EXERCISE DETAILS: Write out each line exactly as given. Leave the pictures out of your copy.

DATA:
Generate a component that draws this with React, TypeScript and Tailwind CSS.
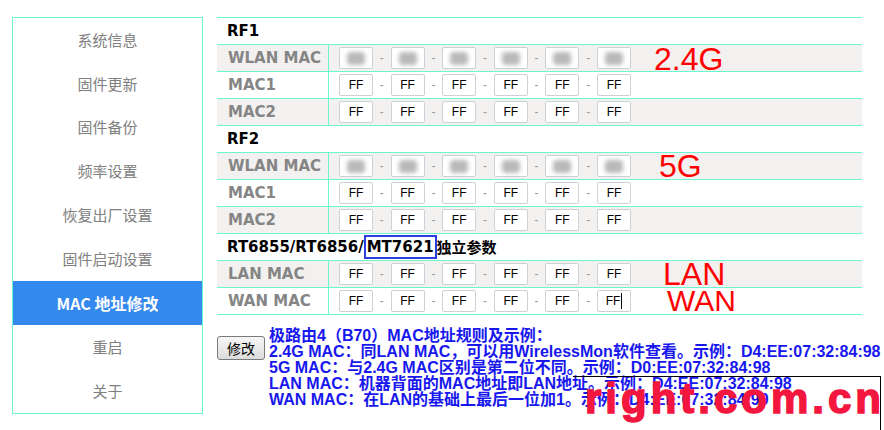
import React from "react";

const LINE = "border-[#6af7cd]";

function Box({ val, blur, cursor }: { val?: string; blur?: boolean; cursor?: boolean }) {
  return (
    <div className="w-[34px] h-[22px] border border-[#cfd0d6] rounded-[2px] bg-white flex items-center justify-center text-[12px] text-black font-['Liberation_Sans',sans-serif] shrink-0">
      {blur ? (
        <div className="w-[18px] h-[13px] rounded-[4px] bg-[#b9b9b9] blur-[2px]" />
      ) : (
        <span className="flex items-center">
          {val}
          {cursor && <span className="inline-block w-[1px] h-[16px] bg-black ml-[1px]" />}
        </span>
      )}
    </div>
  );
}

function Row({ label, gray, blur, cursorLast }: { label: string; gray?: boolean; blur?: boolean; cursorLast?: boolean }) {
  return (
    <div className={`flex h-[27px] border-b ${LINE} ${gray ? "bg-[#f2f1ef]" : "bg-white"}`}>
      <div className={`w-[112px] border-r ${LINE} pl-[11px] flex items-center text-[15px] font-bold text-[#858585] font-['DejaVu_Sans',sans-serif] whitespace-nowrap`}>
        {label}
      </div>
      <div className="flex items-center pl-[10px]">
        {[0, 1, 2, 3, 4, 5].map((i) => (
          <React.Fragment key={i}>
            {i > 0 && (
              <span className="w-[17.6px] text-center text-[12px] text-[#9a9a9a] font-['Liberation_Sans',sans-serif]">-</span>
            )}
            <Box val="FF" blur={blur} cursor={cursorLast && i === 5} />
          </React.Fragment>
        ))}
      </div>
    </div>
  );
}

function Header({ children }: { children: React.ReactNode }) {
  return (
    <div className={`h-[27px] border-b ${LINE} pl-[10px] flex items-center text-[15px] font-bold text-black font-['DejaVu_Sans','Noto_Sans_CJK_SC',sans-serif] whitespace-nowrap`}>
      {children}
    </div>
  );
}

const menu = ["系统信息", "固件更新", "固件备份", "频率设置", "恢复出厂设置", "固件启动设置", "MAC 地址修改", "重启", "关于"];

export default function App() {
  return (
    <div className="relative w-[884px] h-[430px] bg-white overflow-hidden flex items-start pl-[12px] pt-[17px] gap-[14px]">
      <div className={`w-[191px] h-[397px] border ${LINE} flex flex-col shrink-0`}>
        {menu.map((m, i) =>
          i === 6 ? (
            <div key={m} className="h-[44px] flex items-center justify-center bg-[#3489ee] text-white text-[16px] font-bold font-['Noto_Sans_CJK_SC',sans-serif]">
              {m}
            </div>
          ) : (
            <div key={m} className="h-[44px] flex items-center justify-center text-[#808080] text-[15px] font-['Noto_Sans_CJK_SC',sans-serif]">
              {m}
            </div>
          )
        )}
      </div>

      <div className="flex flex-col w-[645px] shrink-0">
        <div className={`border-t ${LINE}`}>
          <Header>RF1</Header>
          <Row label="WLAN MAC" gray blur />
          <Row label="MAC1" />
          <Row label="MAC2" gray />
          <Header>RF2</Header>
          <Row label="WLAN MAC" gray blur />
          <Row label="MAC1" />
          <Row label="MAC2" gray />
          <Header>
            RT6855/RT6856/
            <span className="border-2 border-[#2b3de0] px-[1px] leading-[20px]">MT7621</span>
            <span className="font-['Noto_Sans_CJK_SC',sans-serif]">独立参数</span>
          </Header>
          <Row label="LAN MAC" gray />
          <Row label="WAN MAC" cursorLast />
        </div>

        <div className="flex items-start mt-[13px] gap-[4px]">
          <button className="mt-[8px] w-[48px] h-[24px] shrink-0 border border-[#7a7a7a] rounded-[3px] bg-gradient-to-b from-[#f6f6f6] to-[#dcdcdc] text-[14px] text-black font-['Noto_Sans_CJK_SC',sans-serif] flex items-center justify-center">
            修改
          </button>
          <div className="text-[16px] leading-[16px] font-bold text-[#1717ee] font-['Liberation_Sans','Noto_Sans_CJK_SC',sans-serif] whitespace-nowrap">
            <div>极路由4（B70）MAC地址规则及示例：</div>
            <div>2.4G MAC：同LAN MAC，可以用WirelessMon软件查看。示例：D4:EE:07:32:84:98</div>
            <div>5G MAC：与2.4G MAC区别是第二位不同。示例：D0:EE:07:32:84:98</div>
            <div>LAN MAC：机器背面的MAC地址即LAN地址。示例：D4:EE:07:32:84:98</div>
            <div>WAN MAC：在LAN的基础上最后一位加1。示例：D4:EE:07:32:84:99</div>
          </div>
        </div>
      </div>

      <span className="absolute left-[654px] top-[43px] text-[32px] leading-none text-[#ff0000] font-['Liberation_Sans',sans-serif]">2.4G</span>
      <span className="absolute left-[659px] top-[150px] text-[32px] leading-none text-[#ff0000] font-['Liberation_Sans',sans-serif]">5G</span>
      <span className="absolute left-[663px] top-[258px] text-[32px] leading-none text-[#ff0000] font-['Liberation_Sans',sans-serif]">LAN</span>
      <span className="absolute left-[667px] top-[286px] text-[30px] leading-none text-[#ff0000] font-['Liberation_Sans',sans-serif]">WAN</span>

      <div className="absolute left-[573px] top-[376px] w-[308px] h-[60px] border-t border-r border-black" />
      <span className="absolute left-[585px] top-[378px] text-[42px] leading-none font-bold tracking-[4px] text-[#f3163e] [-webkit-text-stroke:1.5px_#f3163e] font-['Liberation_Sans',sans-serif]">
        right.com.cn
      </span>
    </div>
  );
}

EXERCISE SOLUTION:
Generate a component that draws this with React, TypeScript and Tailwind CSS.
import React from "react";

const LINE = "border-[#6af7cd]";

function Box({ val, blur, cursor }: { val?: string; blur?: boolean; cursor?: boolean }) {
  return (
    <div className="w-[34px] h-[22px] border border-[#cfd0d6] rounded-[2px] bg-white flex items-center justify-center text-[12px] text-black font-['Liberation_Sans',sans-serif] shrink-0">
      {blur ? (
        <div className="w-[18px] h-[13px] rounded-[4px] bg-[#b9b9b9] blur-[2px]" />
      ) : (
        <span className="flex items-center">
          {val}
          {cursor && <span className="inline-block w-[1px] h-[16px] bg-black ml-[1px]" />}
        </span>
      )}
    </div>
  );
}

function Row({ label, gray, blur, cursorLast }: { label: string; gray?: boolean; blur?: boolean; cursorLast?: boolean }) {
  return (
    <div className={`flex h-[27px] border-b ${LINE} ${gray ? "bg-[#f2f1ef]" : "bg-white"}`}>
      <div className={`w-[112px] border-r ${LINE} pl-[11px] flex items-center text-[15px] font-bold text-[#858585] font-['DejaVu_Sans',sans-serif] whitespace-nowrap`}>
        {label}
      </div>
      <div className="flex items-center pl-[10px]">
        {[0, 1, 2, 3, 4, 5].map((i) => (
          <React.Fragment key={i}>
            {i > 0 && (
              <span className="w-[17.6px] text-center text-[12px] text-[#9a9a9a] font-['Liberation_Sans',sans-serif]">-</span>
            )}
            <Box val="FF" blur={blur} cursor={cursorLast && i === 5} />
          </React.Fragment>
        ))}
      </div>
    </div>
  );
}

function Header({ children }: { children: React.ReactNode }) {
  return (
    <div className={`h-[27px] border-b ${LINE} pl-[10px] flex items-center text-[15px] font-bold text-black font-['DejaVu_Sans','Noto_Sans_CJK_SC',sans-serif] whitespace-nowrap`}>
      {children}
    </div>
  );
}

const menu = ["系统信息", "固件更新", "固件备份", "频率设置", "恢复出厂设置", "固件启动设置", "MAC 地址修改", "重启", "关于"];

export default function App() {
  return (
    <div className="relative w-[884px] h-[430px] bg-white overflow-hidden flex items-start pl-[12px] pt-[17px] gap-[14px]">
      <div className={`w-[191px] h-[397px] border ${LINE} flex flex-col shrink-0`}>
        {menu.map((m, i) =>
          i === 6 ? (
            <div key={m} className="h-[44px] flex items-center justify-center bg-[#3489ee] text-white text-[16px] font-bold font-['Noto_Sans_CJK_SC',sans-serif]">
              {m}
            </div>
          ) : (
            <div key={m} className="h-[44px] flex items-center justify-center text-[#808080] text-[15px] font-['Noto_Sans_CJK_SC',sans-serif]">
              {m}
            </div>
          )
        )}
      </div>

      <div className="flex flex-col w-[645px] shrink-0">
        <div className={`border-t ${LINE}`}>
          <Header>RF1</Header>
          <Row label="WLAN MAC" gray blur />
          <Row label="MAC1" />
          <Row label="MAC2" gray />
          <Header>RF2</Header>
          <Row label="WLAN MAC" gray blur />
          <Row label="MAC1" />
          <Row label="MAC2" gray />
          <Header>
            RT6855/RT6856/
            <span className="border-2 border-[#2b3de0] px-[1px] leading-[20px]">MT7621</span>
            <span className="font-['Noto_Sans_CJK_SC',sans-serif]">独立参数</span>
          </Header>
          <Row label="LAN MAC" gray />
          <Row label="WAN MAC" cursorLast />
        </div>

        <div className="flex items-start mt-[13px] gap-[4px]">
          <button className="mt-[8px] w-[48px] h-[24px] shrink-0 border border-[#7a7a7a] rounded-[3px] bg-gradient-to-b from-[#f6f6f6] to-[#dcdcdc] text-[14px] text-black font-['Noto_Sans_CJK_SC',sans-serif] flex items-center justify-center">
            修改
          </button>
          <div className="text-[16px] leading-[16px] font-bold text-[#1717ee] font-['Liberation_Sans','Noto_Sans_CJK_SC',sans-serif] whitespace-nowrap">
            <div>极路由4（B70）MAC地址规则及示例：</div>
            <div>2.4G MAC：同LAN MAC，可以用WirelessMon软件查看。示例：D4:EE:07:32:84:98</div>
            <div>5G MAC：与2.4G MAC区别是第二位不同。示例：D0:EE:07:32:84:98</div>
            <div>LAN MAC：机器背面的MAC地址即LAN地址。示例：D4:EE:07:32:84:98</div>
            <div>WAN MAC：在LAN的基础上最后一位加1。示例：D4:EE:07:32:84:99</div>
          </div>
        </div>
      </div>

      <span className="absolute left-[654px] top-[43px] text-[32px] leading-none text-[#ff0000] font-['Liberation_Sans',sans-serif]">2.4G</span>
      <span className="absolute left-[659px] top-[150px] text-[32px] leading-none text-[#ff0000] font-['Liberation_Sans',sans-serif]">5G</span>
      <span className="absolute left-[663px] top-[258px] text-[32px] leading-none text-[#ff0000] font-['Liberation_Sans',sans-serif]">LAN</span>
      <span className="absolute left-[667px] top-[286px] text-[30px] leading-none text-[#ff0000] font-['Liberation_Sans',sans-serif]">WAN</span>

      <div className="absolute left-[573px] top-[376px] w-[308px] h-[60px] border-t border-r border-black" />
      <span className="absolute left-[585px] top-[378px] text-[42px] leading-none font-bold tracking-[4px] text-[#f3163e] [-webkit-text-stroke:1.5px_#f3163e] font-['Liberation_Sans',sans-serif]">
        right.com.cn
      </span>
    </div>
  );
}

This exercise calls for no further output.